**PROBLEM TO WORK ON:** Output the material beneath this task exactly, images excluded.

**DATA SEGMENT:**
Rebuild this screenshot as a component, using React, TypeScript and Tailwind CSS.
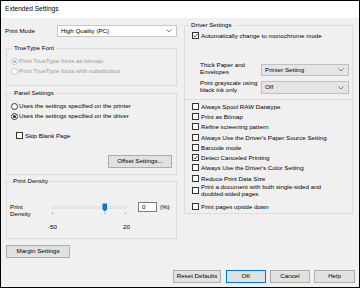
import React from "react";

const Chevron = () => (
  <svg width="6" height="4" viewBox="0 0 6 4" className="shrink-0">
    <path d="M0.5 0.5 L3 3 L5.5 0.5" fill="none" stroke="#606060" strokeWidth="0.8" />
  </svg>
);

const Select = ({ label, w, h, white }: { label: string; w: string; h: string; white?: boolean }) => (
  <div
    className={`${w} ${h} flex items-center justify-between pl-[3px] pr-[4px] border ${
      white ? "bg-white border-[#c8c8c8]" : "bg-[#e5e5e5] border-[#c0c0c0]"
    }`}
  >
    <span>{label}</span>
    <Chevron />
  </div>
);

const Radio = ({ checked, disabled, label }: { checked?: boolean; disabled?: boolean; label: string }) => (
  <div className={`h-[10px] flex items-center gap-[1px] ${disabled ? "text-[#9a9a9a]" : ""}`}>
    <span
      className={`w-[7px] h-[7px] rounded-full border bg-white flex items-center justify-center ${
        disabled ? "border-[#c4c4c4] bg-[#f4f4f4]" : "border-[#333333]"
      }`}
    >
      {checked && (
        <span className={`w-[3px] h-[3px] rounded-full ${disabled ? "bg-[#b0b0b0]" : "bg-[#222222]"}`} />
      )}
    </span>
    <span>{label}</span>
  </div>
);

const Box = ({ checked }: { checked?: boolean }) => (
  <span className="w-[7px] h-[7px] shrink-0 border border-[#333333] bg-white flex items-center justify-center">
    {checked && (
      <svg width="5" height="5" viewBox="0 0 5 5">
        <path d="M0.5 2.6 L1.9 4 L4.6 0.8" fill="none" stroke="#222" strokeWidth="0.8" />
      </svg>
    )}
  </span>
);

const Check = ({ checked, label, h = "h-[10.3px]" }: { checked?: boolean; label: React.ReactNode; h?: string }) => (
  <div className={`${h} flex items-center gap-[2px]`}>
    <Box checked={checked} />
    <span className="leading-[7px]">{label}</span>
  </div>
);

const Button = ({ children, w, primary }: { children: React.ReactNode; w: string; primary?: boolean }) => (
  <div
    className={`${w} h-[13px] flex items-center justify-center bg-[#e1e1e1] border ${
      primary ? "border-[#0078d7]" : "border-[#adadad]"
    }`}
  >
    {children}
  </div>
);

const Slider = () => (
  <svg width="76" height="14" viewBox="0 0 76 14" className="shrink-0">
    <rect x="0.5" y="4.5" width="75" height="2" fill="#e7eaea" stroke="#d6d6d6" strokeWidth="0.5" />
    <rect x="1" y="10.5" width="0.8" height="1.6" fill="#909090" />
    <rect x="53.5" y="10.5" width="0.8" height="1.6" fill="#909090" />
    <rect x="74" y="10.5" width="0.8" height="1.6" fill="#909090" />
    <path d="M51.5 1.5 H56 V7.5 L53.75 9.5 L51.5 7.5 Z" fill="#0078d7" />
  </svg>
);

export default function App() {
  return (
    <div className="w-[360px] h-[288px] border border-black flex flex-col font-['Liberation_Sans',Arial,sans-serif] text-[6.2px] text-black leading-none">
      <div className="h-[17px] bg-white pl-[4px] flex items-center text-[6.6px]">Extended Settings</div>

      <div className="flex-1 bg-[#f0f0f0] flex flex-col pl-[4px] pr-[4px] pt-[3px] pb-[4px]">
        <div className="flex gap-[7px]">
          {/* left column */}
          <div className="w-[172px] mt-[4px] flex flex-col">
            <div className="h-[12px] flex items-center">
              <span className="w-[52px]">Print Mode</span>
              <Select label="High Quality (PC)" w="w-[120px]" h="h-[12px]" white />
            </div>

            <fieldset className="mt-[7px] ml-[1px] border border-[#dcdcdc] pl-[4px] pb-[9px]">
              <legend className="ml-[1px] px-[2px] leading-[8px]">TrueType Font</legend>
              <div className="pt-[4px]">
                <Radio checked disabled label="Print TrueType fonts as bitmap" />
                <Radio disabled label="Print TrueType fonts with substitution" />
              </div>
            </fieldset>

            <fieldset className="mt-[3px] ml-[1px] border border-[#dcdcdc] pl-[4px] pr-[4px] pb-[6px] flex flex-col">
              <legend className="ml-[1px] px-[2px] leading-[8px]">Panel Settings</legend>
              <div className="pt-[4px]">
                <Radio label="Uses the settings specified on the printer" />
                <Radio checked label="Uses the settings specified on the driver" />
              </div>
              <div className="mt-[9px] pl-[5px]">
                <Check label="Skip Blank Page" h="h-[10px]" />
              </div>
              <div className="mt-[15px] self-end">
                <Button w="w-[64px]">Offset Settings...</Button>
              </div>
            </fieldset>

            <fieldset className="mt-[2px] ml-[1px] border border-[#dcdcdc] pb-[8px]">
              <legend className="ml-[4px] px-[2px] leading-[8px]">Print Density</legend>
              <div className="pt-[17px] flex items-start">
                <div className="w-[44px] pl-[3px] pt-[0.5px] leading-[7px]">
                  Print
                  <br />
                  Density
                </div>
                <Slider />
                <div className="ml-[11px] w-[19px] h-[10px] bg-white border border-[#7a7a7a] flex items-center pl-[3px]">
                  0
                </div>
                <span className="ml-[3px] h-[10px] flex items-center">(%)</span>
              </div>
              <div className="mt-[6px] flex leading-[7px]">
                <span className="ml-[41px]">-50</span>
                <span className="ml-[66px]">20</span>
              </div>
            </fieldset>

            <div className="mt-[6px] ml-[1px]">
              <Button w="w-[64px]">Margin Settings</Button>
            </div>
          </div>

          {/* right column */}
          <fieldset className="w-[169px] self-start border border-[#dcdcdc] pb-[2px]">
            <legend className="ml-[4px] px-[2px] leading-[8px]">Driver Settings</legend>
            <div className="pt-[1px] pl-[7px]">
              <Check checked label="Automatically change to monochrome mode" h="h-[10px]" />
            </div>
            <div className="mt-[24px] pl-[15px] flex items-start">
              <div className="w-[61px] -mt-[2px] leading-[6.5px] whitespace-nowrap">
                Thick Paper and
                <br />
                Envelopes
              </div>
              <Select label="Printer Setting" w="w-[88px]" h="h-[12px]" />
            </div>
            <div className="mt-[5px] pl-[15px] flex items-start">
              <div className="w-[61px] -mt-[2px] leading-[7px] whitespace-nowrap">
                Print grayscale using
                <br />
                black ink only
              </div>
              <Select label="Off" w="w-[88px]" h="h-[13px]" />
            </div>
            <div className="mt-[5px] h-[1px] bg-[#dcdcdc]" />
            <div className="pt-[1px] pl-[7px]">
              <Check label="Always Spool RAW Datatype" />
              <Check label="Print as Bitmap" />
              <Check label="Refine screening pattern" />
              <Check label="Always Use the Driver's Paper Source Setting" />
              <Check label="Barcode mode" />
              <Check checked label="Detect Canceled Printing" />
              <Check label="Always Use the Driver's Color Setting" />
              <Check label="Reduce Print Data Size" />
              <Check
                h="h-[14px]"
                label={
                  <>
                    Print a document with both single-sided and
                    <br />
                    doubled-sided pages
                  </>
                }
              />
              <div className="mt-[4px]">
                <Check label="Print pages upside down" h="h-[10px]" />
              </div>
            </div>
          </fieldset>
        </div>

        <div className="mt-auto flex justify-end">
          <Button w="w-[48px]">Reset Defaults</Button>
          <div className="ml-[5px]">
            <Button w="w-[40px]" primary>
              OK
            </Button>
          </div>
          <div className="ml-[4px]">
            <Button w="w-[40px]">Cancel</Button>
          </div>
          <div className="ml-[4px]">
            <Button w="w-[41px]">Help</Button>
          </div>
        </div>
      </div>
    </div>
  );
}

**FULL ANSWER:**
Rebuild this screenshot as a component, using React, TypeScript and Tailwind CSS.
import React from "react";

const Chevron = () => (
  <svg width="6" height="4" viewBox="0 0 6 4" className="shrink-0">
    <path d="M0.5 0.5 L3 3 L5.5 0.5" fill="none" stroke="#606060" strokeWidth="0.8" />
  </svg>
);

const Select = ({ label, w, h, white }: { label: string; w: string; h: string; white?: boolean }) => (
  <div
    className={`${w} ${h} flex items-center justify-between pl-[3px] pr-[4px] border ${
      white ? "bg-white border-[#c8c8c8]" : "bg-[#e5e5e5] border-[#c0c0c0]"
    }`}
  >
    <span>{label}</span>
    <Chevron />
  </div>
);

const Radio = ({ checked, disabled, label }: { checked?: boolean; disabled?: boolean; label: string }) => (
  <div className={`h-[10px] flex items-center gap-[1px] ${disabled ? "text-[#9a9a9a]" : ""}`}>
    <span
      className={`w-[7px] h-[7px] rounded-full border bg-white flex items-center justify-center ${
        disabled ? "border-[#c4c4c4] bg-[#f4f4f4]" : "border-[#333333]"
      }`}
    >
      {checked && (
        <span className={`w-[3px] h-[3px] rounded-full ${disabled ? "bg-[#b0b0b0]" : "bg-[#222222]"}`} />
      )}
    </span>
    <span>{label}</span>
  </div>
);

const Box = ({ checked }: { checked?: boolean }) => (
  <span className="w-[7px] h-[7px] shrink-0 border border-[#333333] bg-white flex items-center justify-center">
    {checked && (
      <svg width="5" height="5" viewBox="0 0 5 5">
        <path d="M0.5 2.6 L1.9 4 L4.6 0.8" fill="none" stroke="#222" strokeWidth="0.8" />
      </svg>
    )}
  </span>
);

const Check = ({ checked, label, h = "h-[10.3px]" }: { checked?: boolean; label: React.ReactNode; h?: string }) => (
  <div className={`${h} flex items-center gap-[2px]`}>
    <Box checked={checked} />
    <span className="leading-[7px]">{label}</span>
  </div>
);

const Button = ({ children, w, primary }: { children: React.ReactNode; w: string; primary?: boolean }) => (
  <div
    className={`${w} h-[13px] flex items-center justify-center bg-[#e1e1e1] border ${
      primary ? "border-[#0078d7]" : "border-[#adadad]"
    }`}
  >
    {children}
  </div>
);

const Slider = () => (
  <svg width="76" height="14" viewBox="0 0 76 14" className="shrink-0">
    <rect x="0.5" y="4.5" width="75" height="2" fill="#e7eaea" stroke="#d6d6d6" strokeWidth="0.5" />
    <rect x="1" y="10.5" width="0.8" height="1.6" fill="#909090" />
    <rect x="53.5" y="10.5" width="0.8" height="1.6" fill="#909090" />
    <rect x="74" y="10.5" width="0.8" height="1.6" fill="#909090" />
    <path d="M51.5 1.5 H56 V7.5 L53.75 9.5 L51.5 7.5 Z" fill="#0078d7" />
  </svg>
);

export default function App() {
  return (
    <div className="w-[360px] h-[288px] border border-black flex flex-col font-['Liberation_Sans',Arial,sans-serif] text-[6.2px] text-black leading-none">
      <div className="h-[17px] bg-white pl-[4px] flex items-center text-[6.6px]">Extended Settings</div>

      <div className="flex-1 bg-[#f0f0f0] flex flex-col pl-[4px] pr-[4px] pt-[3px] pb-[4px]">
        <div className="flex gap-[7px]">
          {/* left column */}
          <div className="w-[172px] mt-[4px] flex flex-col">
            <div className="h-[12px] flex items-center">
              <span className="w-[52px]">Print Mode</span>
              <Select label="High Quality (PC)" w="w-[120px]" h="h-[12px]" white />
            </div>

            <fieldset className="mt-[7px] ml-[1px] border border-[#dcdcdc] pl-[4px] pb-[9px]">
              <legend className="ml-[1px] px-[2px] leading-[8px]">TrueType Font</legend>
              <div className="pt-[4px]">
                <Radio checked disabled label="Print TrueType fonts as bitmap" />
                <Radio disabled label="Print TrueType fonts with substitution" />
              </div>
            </fieldset>

            <fieldset className="mt-[3px] ml-[1px] border border-[#dcdcdc] pl-[4px] pr-[4px] pb-[6px] flex flex-col">
              <legend className="ml-[1px] px-[2px] leading-[8px]">Panel Settings</legend>
              <div className="pt-[4px]">
                <Radio label="Uses the settings specified on the printer" />
                <Radio checked label="Uses the settings specified on the driver" />
              </div>
              <div className="mt-[9px] pl-[5px]">
                <Check label="Skip Blank Page" h="h-[10px]" />
              </div>
              <div className="mt-[15px] self-end">
                <Button w="w-[64px]">Offset Settings...</Button>
              </div>
            </fieldset>

            <fieldset className="mt-[2px] ml-[1px] border border-[#dcdcdc] pb-[8px]">
              <legend className="ml-[4px] px-[2px] leading-[8px]">Print Density</legend>
              <div className="pt-[17px] flex items-start">
                <div className="w-[44px] pl-[3px] pt-[0.5px] leading-[7px]">
                  Print
                  <br />
                  Density
                </div>
                <Slider />
                <div className="ml-[11px] w-[19px] h-[10px] bg-white border border-[#7a7a7a] flex items-center pl-[3px]">
                  0
                </div>
                <span className="ml-[3px] h-[10px] flex items-center">(%)</span>
              </div>
              <div className="mt-[6px] flex leading-[7px]">
                <span className="ml-[41px]">-50</span>
                <span className="ml-[66px]">20</span>
              </div>
            </fieldset>

            <div className="mt-[6px] ml-[1px]">
              <Button w="w-[64px]">Margin Settings</Button>
            </div>
          </div>

          {/* right column */}
          <fieldset className="w-[169px] self-start border border-[#dcdcdc] pb-[2px]">
            <legend className="ml-[4px] px-[2px] leading-[8px]">Driver Settings</legend>
            <div className="pt-[1px] pl-[7px]">
              <Check checked label="Automatically change to monochrome mode" h="h-[10px]" />
            </div>
            <div className="mt-[24px] pl-[15px] flex items-start">
              <div className="w-[61px] -mt-[2px] leading-[6.5px] whitespace-nowrap">
                Thick Paper and
                <br />
                Envelopes
              </div>
              <Select label="Printer Setting" w="w-[88px]" h="h-[12px]" />
            </div>
            <div className="mt-[5px] pl-[15px] flex items-start">
              <div className="w-[61px] -mt-[2px] leading-[7px] whitespace-nowrap">
                Print grayscale using
                <br />
                black ink only
              </div>
              <Select label="Off" w="w-[88px]" h="h-[13px]" />
            </div>
            <div className="mt-[5px] h-[1px] bg-[#dcdcdc]" />
            <div className="pt-[1px] pl-[7px]">
              <Check label="Always Spool RAW Datatype" />
              <Check label="Print as Bitmap" />
              <Check label="Refine screening pattern" />
              <Check label="Always Use the Driver's Paper Source Setting" />
              <Check label="Barcode mode" />
              <Check checked label="Detect Canceled Printing" />
              <Check label="Always Use the Driver's Color Setting" />
              <Check label="Reduce Print Data Size" />
              <Check
                h="h-[14px]"
                label={
                  <>
                    Print a document with both single-sided and
                    <br />
                    doubled-sided pages
                  </>
                }
              />
              <div className="mt-[4px]">
                <Check label="Print pages upside down" h="h-[10px]" />
              </div>
            </div>
          </fieldset>
        </div>

        <div className="mt-auto flex justify-end">
          <Button w="w-[48px]">Reset Defaults</Button>
          <div className="ml-[5px]">
            <Button w="w-[40px]" primary>
              OK
            </Button>
          </div>
          <div className="ml-[4px]">
            <Button w="w-[40px]">Cancel</Button>
          </div>
          <div className="ml-[4px]">
            <Button w="w-[41px]">Help</Button>
          </div>
        </div>
      </div>
    </div>
  );
}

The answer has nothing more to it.